What you need to do: From the listing below, pull out all lines with "page" in them.
-- BEGIN Data provided --
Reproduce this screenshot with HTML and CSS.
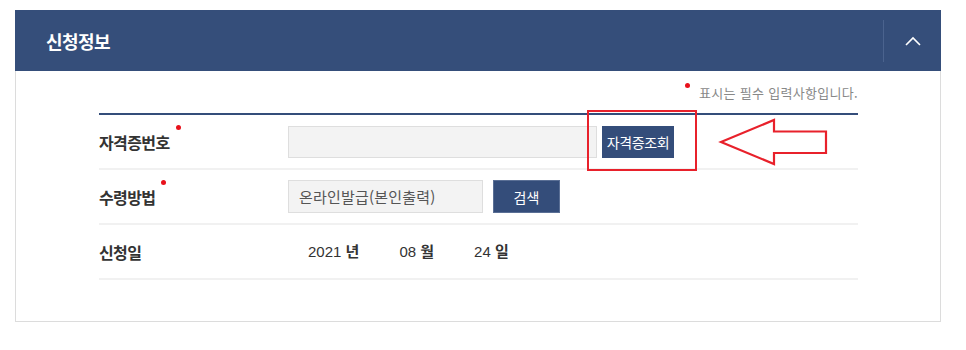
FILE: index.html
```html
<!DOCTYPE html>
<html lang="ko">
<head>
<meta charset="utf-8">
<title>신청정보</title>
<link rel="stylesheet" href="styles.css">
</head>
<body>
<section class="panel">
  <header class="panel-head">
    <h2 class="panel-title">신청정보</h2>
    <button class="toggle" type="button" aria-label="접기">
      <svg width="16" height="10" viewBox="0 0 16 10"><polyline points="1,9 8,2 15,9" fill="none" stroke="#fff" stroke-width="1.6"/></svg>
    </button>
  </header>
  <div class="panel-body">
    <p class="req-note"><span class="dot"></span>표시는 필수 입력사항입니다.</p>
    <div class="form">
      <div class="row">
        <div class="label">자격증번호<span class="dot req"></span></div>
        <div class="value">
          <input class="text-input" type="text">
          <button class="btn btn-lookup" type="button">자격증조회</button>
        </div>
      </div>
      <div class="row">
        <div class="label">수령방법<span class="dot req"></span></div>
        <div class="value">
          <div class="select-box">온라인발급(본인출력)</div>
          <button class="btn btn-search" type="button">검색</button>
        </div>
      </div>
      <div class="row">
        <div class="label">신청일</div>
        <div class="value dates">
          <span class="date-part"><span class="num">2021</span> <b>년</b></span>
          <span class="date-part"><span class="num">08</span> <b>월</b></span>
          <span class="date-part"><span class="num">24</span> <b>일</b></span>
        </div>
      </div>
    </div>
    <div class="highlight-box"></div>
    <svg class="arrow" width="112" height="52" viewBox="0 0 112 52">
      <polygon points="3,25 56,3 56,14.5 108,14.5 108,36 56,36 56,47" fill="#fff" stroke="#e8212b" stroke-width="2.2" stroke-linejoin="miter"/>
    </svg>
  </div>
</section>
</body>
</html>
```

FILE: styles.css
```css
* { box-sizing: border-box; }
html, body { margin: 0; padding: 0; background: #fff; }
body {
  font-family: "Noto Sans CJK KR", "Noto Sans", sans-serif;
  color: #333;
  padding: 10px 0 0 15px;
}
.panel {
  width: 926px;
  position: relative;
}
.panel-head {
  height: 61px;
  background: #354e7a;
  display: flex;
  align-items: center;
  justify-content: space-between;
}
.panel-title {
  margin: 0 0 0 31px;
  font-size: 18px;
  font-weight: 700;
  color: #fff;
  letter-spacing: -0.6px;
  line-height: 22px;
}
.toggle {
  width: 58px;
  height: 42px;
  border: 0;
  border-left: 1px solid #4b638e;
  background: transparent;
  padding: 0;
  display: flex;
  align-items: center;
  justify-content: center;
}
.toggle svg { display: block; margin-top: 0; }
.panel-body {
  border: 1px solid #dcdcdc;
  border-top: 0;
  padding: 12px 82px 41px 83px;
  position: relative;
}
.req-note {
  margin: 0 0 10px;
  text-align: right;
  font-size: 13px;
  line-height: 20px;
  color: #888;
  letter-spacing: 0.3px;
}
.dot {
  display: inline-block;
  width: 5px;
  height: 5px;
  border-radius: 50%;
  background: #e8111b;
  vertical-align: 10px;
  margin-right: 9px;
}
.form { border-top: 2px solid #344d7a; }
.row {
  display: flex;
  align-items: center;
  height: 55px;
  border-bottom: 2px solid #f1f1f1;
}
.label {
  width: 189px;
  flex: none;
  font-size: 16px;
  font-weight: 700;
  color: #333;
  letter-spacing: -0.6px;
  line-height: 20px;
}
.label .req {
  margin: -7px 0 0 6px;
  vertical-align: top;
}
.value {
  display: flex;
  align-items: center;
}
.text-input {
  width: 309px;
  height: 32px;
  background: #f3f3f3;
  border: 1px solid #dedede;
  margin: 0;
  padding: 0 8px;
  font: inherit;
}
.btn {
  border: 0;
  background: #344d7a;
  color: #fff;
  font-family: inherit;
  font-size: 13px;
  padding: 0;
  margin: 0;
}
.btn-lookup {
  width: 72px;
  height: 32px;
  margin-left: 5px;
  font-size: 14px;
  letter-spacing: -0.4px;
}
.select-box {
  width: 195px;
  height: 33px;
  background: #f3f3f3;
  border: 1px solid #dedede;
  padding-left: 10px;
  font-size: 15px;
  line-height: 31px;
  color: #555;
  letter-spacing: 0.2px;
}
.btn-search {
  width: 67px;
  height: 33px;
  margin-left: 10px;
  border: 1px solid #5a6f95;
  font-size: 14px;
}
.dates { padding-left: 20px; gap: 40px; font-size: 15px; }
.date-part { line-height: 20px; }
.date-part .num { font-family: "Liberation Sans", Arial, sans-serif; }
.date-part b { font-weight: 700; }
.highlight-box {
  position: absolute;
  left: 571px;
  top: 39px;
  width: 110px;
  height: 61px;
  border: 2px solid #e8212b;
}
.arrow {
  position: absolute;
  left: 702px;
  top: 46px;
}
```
-- END Data provided --
-- BEGIN Data provided --
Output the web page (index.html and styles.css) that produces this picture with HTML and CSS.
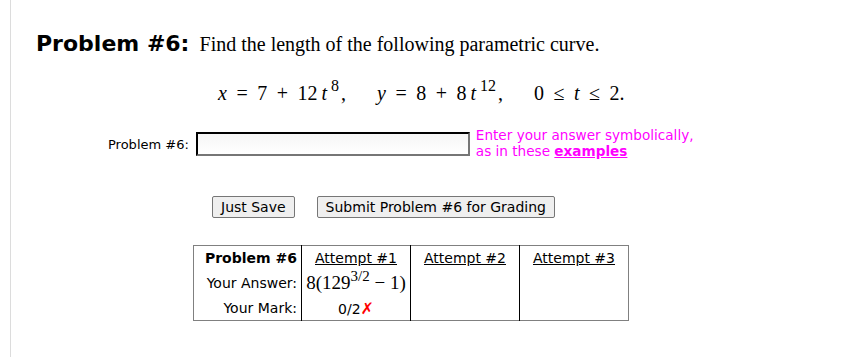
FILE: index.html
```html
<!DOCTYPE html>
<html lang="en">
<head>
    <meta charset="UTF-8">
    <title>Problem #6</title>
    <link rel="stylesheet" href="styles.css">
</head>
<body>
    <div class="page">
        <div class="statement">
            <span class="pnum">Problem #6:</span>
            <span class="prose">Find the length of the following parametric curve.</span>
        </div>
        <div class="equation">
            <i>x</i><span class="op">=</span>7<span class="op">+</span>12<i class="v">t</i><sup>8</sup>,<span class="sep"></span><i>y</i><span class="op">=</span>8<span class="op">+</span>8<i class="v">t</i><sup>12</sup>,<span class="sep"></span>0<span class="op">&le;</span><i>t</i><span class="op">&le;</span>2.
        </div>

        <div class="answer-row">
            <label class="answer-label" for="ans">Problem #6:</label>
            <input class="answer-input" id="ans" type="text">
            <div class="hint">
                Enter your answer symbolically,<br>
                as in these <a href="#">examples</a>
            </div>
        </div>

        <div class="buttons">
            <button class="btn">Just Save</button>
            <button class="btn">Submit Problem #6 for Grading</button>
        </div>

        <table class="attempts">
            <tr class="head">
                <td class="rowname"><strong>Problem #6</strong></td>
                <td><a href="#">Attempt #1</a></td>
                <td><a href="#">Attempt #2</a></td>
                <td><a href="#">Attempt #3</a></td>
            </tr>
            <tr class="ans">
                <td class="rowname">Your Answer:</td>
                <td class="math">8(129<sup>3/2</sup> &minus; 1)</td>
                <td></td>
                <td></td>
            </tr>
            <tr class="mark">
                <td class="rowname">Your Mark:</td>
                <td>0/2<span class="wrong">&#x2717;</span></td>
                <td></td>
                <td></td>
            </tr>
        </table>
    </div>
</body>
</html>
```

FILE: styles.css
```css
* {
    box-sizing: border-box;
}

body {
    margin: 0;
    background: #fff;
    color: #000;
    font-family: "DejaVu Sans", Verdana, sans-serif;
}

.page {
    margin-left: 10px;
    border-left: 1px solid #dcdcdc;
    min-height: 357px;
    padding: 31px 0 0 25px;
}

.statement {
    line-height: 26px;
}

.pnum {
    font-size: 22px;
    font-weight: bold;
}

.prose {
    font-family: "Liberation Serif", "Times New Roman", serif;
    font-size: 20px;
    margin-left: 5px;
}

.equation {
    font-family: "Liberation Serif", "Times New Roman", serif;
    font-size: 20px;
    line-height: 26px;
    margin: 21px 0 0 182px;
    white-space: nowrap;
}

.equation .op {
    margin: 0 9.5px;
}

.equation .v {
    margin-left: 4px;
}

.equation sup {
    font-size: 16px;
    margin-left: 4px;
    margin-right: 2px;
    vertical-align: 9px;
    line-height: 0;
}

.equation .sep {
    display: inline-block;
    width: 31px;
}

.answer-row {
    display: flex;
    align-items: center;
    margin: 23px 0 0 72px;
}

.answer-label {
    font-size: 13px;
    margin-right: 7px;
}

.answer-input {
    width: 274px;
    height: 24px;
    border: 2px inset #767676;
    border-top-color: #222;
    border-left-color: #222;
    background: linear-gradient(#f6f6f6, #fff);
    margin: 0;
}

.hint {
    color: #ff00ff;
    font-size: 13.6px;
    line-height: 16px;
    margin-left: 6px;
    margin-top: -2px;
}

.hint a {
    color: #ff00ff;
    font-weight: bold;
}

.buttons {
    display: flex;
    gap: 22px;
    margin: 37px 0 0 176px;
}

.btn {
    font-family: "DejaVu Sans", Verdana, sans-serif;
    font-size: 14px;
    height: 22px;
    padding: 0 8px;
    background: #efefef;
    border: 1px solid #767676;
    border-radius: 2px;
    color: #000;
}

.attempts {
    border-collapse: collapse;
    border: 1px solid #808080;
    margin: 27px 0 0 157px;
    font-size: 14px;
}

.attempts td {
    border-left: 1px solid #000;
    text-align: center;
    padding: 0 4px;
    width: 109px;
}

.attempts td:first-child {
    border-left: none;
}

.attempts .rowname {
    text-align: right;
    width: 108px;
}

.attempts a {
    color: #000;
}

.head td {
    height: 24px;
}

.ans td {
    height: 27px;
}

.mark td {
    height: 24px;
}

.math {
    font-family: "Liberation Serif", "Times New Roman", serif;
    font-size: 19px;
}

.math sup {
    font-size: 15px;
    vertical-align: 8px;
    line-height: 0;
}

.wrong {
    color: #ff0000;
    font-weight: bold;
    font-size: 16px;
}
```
-- END Data provided --
Worked answer:
Output the web page (index.html and styles.css) that produces this picture with HTML and CSS.
    <div class="page">
.page {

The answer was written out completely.